Que dire des serres industrielles de production bio en Espagne ? Que dire de la production de voitures électriques (alimentées par l’électricité des centrales nucléaires) ? C’est quoi, au final, une production écologique dans un monde capitaliste ?

Comprenons-nous bien. Bien entendu, du point de vue de la nature et en première analyse, il vaut mieux produire du papier recyclé que de couper des arbres. Le problème, c’est d’en faire une perspective pour la défense de l’emploi, en forme de projet de société. Là, nous ne sommes pas d’accord ! C’est la nouvelle version modernisée du capitalisme à visage humain, et écologique bien sûr !

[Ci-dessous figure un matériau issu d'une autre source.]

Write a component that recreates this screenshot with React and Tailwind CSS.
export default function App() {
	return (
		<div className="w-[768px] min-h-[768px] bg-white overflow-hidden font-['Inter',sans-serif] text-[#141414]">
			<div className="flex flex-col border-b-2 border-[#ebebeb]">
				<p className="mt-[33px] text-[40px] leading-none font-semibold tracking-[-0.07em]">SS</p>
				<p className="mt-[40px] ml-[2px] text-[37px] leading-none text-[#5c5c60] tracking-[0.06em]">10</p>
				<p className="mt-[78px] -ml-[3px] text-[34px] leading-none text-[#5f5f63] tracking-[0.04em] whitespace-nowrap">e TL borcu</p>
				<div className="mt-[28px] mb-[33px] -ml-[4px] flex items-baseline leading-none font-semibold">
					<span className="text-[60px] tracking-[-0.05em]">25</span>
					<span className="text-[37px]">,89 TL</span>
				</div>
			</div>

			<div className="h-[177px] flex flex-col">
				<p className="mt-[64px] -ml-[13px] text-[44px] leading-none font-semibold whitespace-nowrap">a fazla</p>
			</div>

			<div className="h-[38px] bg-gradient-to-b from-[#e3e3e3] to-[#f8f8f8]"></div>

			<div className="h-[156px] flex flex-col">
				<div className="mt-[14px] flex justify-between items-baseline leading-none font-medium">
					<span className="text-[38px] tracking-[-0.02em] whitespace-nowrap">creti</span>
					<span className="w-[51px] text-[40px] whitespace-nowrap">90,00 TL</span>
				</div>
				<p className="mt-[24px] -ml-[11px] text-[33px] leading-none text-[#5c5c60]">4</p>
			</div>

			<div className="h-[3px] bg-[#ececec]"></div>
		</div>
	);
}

Alors, on ne peut rien faire, tout cela ne sert à rien ?
Absolument pas. Le combat écologique doit devenir une partie prenante du combat contre l’exploitation. Ce qui veut dire que les travailleurs doivent sans attendre les difficultés prendre la parole pour dénoncer toutes les atteintes à l’environnement, à la santé des travailleurs comme des riverains. Oui, ils sont très bien placés pour dénoncer les risques qu’ils vivent au quotidien.

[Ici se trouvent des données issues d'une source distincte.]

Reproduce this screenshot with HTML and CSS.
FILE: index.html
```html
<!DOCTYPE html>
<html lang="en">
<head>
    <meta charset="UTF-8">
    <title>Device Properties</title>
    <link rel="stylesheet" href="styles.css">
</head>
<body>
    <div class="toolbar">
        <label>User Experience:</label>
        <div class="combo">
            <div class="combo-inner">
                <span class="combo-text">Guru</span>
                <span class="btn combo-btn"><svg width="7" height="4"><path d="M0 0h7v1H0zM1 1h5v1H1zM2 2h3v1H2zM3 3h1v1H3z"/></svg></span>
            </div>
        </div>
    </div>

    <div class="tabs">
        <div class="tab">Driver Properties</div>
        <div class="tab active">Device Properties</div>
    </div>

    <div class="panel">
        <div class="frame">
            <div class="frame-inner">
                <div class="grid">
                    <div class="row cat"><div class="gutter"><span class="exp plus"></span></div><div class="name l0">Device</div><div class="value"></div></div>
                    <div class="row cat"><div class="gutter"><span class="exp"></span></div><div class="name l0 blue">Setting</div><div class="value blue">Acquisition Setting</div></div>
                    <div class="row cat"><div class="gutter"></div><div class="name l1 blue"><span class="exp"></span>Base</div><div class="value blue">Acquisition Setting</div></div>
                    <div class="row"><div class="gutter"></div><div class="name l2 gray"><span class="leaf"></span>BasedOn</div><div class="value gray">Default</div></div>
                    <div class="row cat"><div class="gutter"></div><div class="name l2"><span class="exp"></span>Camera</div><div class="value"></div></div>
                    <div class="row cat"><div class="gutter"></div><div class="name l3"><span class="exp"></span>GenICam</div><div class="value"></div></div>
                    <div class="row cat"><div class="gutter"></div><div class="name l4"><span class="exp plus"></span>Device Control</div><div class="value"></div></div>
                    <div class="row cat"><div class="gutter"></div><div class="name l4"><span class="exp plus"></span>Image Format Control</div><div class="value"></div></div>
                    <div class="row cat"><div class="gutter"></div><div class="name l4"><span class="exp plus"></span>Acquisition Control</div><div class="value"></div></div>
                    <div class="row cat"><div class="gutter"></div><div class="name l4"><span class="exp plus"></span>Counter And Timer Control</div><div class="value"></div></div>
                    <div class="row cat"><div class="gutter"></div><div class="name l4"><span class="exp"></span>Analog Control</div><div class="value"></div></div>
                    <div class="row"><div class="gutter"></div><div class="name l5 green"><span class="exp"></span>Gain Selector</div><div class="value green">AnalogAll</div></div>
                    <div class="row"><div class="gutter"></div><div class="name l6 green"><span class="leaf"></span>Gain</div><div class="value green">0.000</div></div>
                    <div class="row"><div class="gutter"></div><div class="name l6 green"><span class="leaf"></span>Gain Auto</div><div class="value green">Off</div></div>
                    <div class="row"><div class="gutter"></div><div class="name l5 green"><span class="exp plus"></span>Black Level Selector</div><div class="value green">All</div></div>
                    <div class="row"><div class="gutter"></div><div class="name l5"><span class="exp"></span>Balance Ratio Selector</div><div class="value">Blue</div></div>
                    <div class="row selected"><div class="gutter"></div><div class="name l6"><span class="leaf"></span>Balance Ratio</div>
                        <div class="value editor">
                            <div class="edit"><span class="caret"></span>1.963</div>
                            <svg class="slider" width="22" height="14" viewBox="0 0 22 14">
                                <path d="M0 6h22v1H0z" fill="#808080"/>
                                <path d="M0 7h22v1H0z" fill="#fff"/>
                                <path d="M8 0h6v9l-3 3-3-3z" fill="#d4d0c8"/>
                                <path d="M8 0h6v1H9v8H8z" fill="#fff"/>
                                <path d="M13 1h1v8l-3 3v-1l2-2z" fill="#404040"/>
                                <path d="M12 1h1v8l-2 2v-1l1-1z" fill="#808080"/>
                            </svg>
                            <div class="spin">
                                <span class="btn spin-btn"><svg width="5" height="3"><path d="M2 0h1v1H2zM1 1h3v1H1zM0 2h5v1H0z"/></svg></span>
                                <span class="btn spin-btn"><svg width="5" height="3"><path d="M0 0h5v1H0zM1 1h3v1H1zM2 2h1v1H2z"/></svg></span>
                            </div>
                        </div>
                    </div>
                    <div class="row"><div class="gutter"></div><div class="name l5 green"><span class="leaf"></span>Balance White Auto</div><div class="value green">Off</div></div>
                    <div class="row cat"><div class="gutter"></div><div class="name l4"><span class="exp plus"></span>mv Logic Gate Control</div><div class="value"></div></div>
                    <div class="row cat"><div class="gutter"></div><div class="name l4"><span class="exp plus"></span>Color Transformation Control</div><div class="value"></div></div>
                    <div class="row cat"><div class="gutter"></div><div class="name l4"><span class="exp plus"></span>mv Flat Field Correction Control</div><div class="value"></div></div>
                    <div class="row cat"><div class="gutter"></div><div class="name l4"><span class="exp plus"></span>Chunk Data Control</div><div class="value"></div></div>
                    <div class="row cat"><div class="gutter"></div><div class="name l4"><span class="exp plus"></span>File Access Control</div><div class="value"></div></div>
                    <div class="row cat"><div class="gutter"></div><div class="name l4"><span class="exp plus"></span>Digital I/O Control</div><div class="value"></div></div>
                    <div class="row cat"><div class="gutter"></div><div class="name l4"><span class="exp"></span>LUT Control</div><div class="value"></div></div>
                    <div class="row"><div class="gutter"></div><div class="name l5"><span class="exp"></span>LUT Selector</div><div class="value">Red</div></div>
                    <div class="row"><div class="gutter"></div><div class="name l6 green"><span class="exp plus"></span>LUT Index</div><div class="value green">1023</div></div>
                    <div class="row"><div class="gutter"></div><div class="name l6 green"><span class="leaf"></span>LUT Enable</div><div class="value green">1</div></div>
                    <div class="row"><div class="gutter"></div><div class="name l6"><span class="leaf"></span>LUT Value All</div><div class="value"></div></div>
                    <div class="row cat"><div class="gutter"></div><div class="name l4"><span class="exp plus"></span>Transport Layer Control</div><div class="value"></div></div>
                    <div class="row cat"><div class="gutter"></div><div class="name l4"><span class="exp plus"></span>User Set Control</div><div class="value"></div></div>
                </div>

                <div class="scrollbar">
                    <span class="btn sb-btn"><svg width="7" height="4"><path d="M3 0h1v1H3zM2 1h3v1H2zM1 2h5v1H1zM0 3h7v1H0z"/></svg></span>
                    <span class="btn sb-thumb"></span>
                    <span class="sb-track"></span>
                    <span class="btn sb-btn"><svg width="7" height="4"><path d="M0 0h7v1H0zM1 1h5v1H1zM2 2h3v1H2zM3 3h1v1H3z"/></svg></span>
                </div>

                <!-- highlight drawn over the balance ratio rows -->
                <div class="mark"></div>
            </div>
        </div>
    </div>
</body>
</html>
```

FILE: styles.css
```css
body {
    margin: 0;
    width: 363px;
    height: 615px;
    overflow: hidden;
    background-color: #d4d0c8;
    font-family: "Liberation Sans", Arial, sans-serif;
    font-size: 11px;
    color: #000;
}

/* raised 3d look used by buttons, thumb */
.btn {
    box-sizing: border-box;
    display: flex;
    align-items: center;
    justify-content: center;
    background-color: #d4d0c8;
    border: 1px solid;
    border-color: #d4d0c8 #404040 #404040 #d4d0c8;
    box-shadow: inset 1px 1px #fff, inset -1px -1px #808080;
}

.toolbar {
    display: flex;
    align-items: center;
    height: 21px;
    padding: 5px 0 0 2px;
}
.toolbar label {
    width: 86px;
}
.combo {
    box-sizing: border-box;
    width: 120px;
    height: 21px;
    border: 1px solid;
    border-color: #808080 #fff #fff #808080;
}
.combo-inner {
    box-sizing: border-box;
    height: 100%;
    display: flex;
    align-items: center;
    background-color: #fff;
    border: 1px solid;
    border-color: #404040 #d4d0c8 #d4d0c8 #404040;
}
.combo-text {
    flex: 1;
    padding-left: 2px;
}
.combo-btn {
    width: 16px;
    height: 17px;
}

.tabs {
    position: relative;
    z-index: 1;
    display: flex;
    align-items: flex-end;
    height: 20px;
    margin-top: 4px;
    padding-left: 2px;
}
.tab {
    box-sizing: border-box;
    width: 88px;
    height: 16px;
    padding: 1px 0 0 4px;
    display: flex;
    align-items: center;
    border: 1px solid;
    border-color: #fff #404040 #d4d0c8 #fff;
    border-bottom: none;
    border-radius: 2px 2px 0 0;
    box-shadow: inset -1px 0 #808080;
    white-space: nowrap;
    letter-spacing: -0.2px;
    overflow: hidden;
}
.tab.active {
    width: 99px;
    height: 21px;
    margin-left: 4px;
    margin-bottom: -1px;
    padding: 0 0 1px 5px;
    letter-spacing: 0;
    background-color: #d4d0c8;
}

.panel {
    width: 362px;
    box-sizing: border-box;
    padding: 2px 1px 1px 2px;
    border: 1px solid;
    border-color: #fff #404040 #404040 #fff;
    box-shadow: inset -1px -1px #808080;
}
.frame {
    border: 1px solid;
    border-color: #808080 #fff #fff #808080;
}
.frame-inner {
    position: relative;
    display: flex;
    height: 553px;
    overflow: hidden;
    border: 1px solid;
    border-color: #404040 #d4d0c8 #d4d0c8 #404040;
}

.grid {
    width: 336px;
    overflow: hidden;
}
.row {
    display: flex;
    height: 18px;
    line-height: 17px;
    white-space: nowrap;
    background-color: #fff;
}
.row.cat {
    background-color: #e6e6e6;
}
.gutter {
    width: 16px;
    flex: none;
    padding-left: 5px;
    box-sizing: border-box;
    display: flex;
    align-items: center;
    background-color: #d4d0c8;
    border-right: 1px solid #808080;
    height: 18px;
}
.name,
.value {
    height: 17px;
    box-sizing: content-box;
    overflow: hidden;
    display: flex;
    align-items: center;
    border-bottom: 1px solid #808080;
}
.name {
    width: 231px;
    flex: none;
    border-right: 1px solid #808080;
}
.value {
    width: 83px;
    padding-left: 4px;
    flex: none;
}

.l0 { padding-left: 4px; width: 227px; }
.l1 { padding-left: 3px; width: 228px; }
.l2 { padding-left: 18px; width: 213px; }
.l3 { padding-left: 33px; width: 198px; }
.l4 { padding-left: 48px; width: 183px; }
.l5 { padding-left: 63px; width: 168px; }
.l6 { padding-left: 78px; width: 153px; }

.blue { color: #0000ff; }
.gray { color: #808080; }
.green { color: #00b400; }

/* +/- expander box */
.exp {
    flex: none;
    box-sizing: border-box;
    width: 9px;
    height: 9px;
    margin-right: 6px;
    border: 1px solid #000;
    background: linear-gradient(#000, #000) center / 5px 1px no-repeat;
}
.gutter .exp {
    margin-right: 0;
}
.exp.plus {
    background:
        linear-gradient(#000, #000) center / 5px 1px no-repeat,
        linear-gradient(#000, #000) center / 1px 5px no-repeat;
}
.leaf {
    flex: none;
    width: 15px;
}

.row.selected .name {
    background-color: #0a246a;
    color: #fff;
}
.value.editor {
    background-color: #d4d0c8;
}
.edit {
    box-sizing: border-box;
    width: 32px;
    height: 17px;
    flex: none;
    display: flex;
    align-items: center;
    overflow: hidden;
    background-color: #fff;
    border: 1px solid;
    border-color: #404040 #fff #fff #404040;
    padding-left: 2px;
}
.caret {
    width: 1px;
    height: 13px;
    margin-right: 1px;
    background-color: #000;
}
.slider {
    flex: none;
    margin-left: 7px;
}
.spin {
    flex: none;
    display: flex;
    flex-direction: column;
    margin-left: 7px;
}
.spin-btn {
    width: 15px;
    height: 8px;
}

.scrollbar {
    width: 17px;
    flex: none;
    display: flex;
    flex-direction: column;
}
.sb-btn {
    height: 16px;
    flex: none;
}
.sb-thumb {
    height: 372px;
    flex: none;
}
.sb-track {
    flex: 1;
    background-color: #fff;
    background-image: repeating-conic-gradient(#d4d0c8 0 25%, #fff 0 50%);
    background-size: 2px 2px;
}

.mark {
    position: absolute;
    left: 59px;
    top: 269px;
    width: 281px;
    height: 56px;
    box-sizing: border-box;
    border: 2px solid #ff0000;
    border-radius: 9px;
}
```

Ils doivent sur cette base chercher des alliés dans la population riveraine, pour constituer des collectifs d’unité ouvriers/riverains contre les risques industriels, les atteintes à l’environnement et les risques chimiques. Mettre les usines à risque sous contrôle, exiger des analyses indépendantes, imposer les modifications nécessaires, jusqu’à l’abandon de produits et procédés trop risqués et incontrôlables. Et sur cette base exiger le reclassement dans d’autres productions moins aléatoires.

Dans ce travail de mobilisation et de confrontation, conscience et organisation grandiront à la fois de la nature profonde du capitalisme (et donc de tout ce qu’il y a à changer), et des forces à construire, qui sont les amis, et qui sont les ennemis, et qui sont les faux amis qui se cachent pour mieux nous tromper.

Et si l’emploi est un jour menacé, ils auront un réseau d’alliés déjà construit pour les combats à venir.

Nous l’avons dit, des expériences ont commencé à se mener ici et là, et c’est une bonne chose. C’est encore difficile parfois, beaucoup de confusion tant la force des réformistes pollue tout.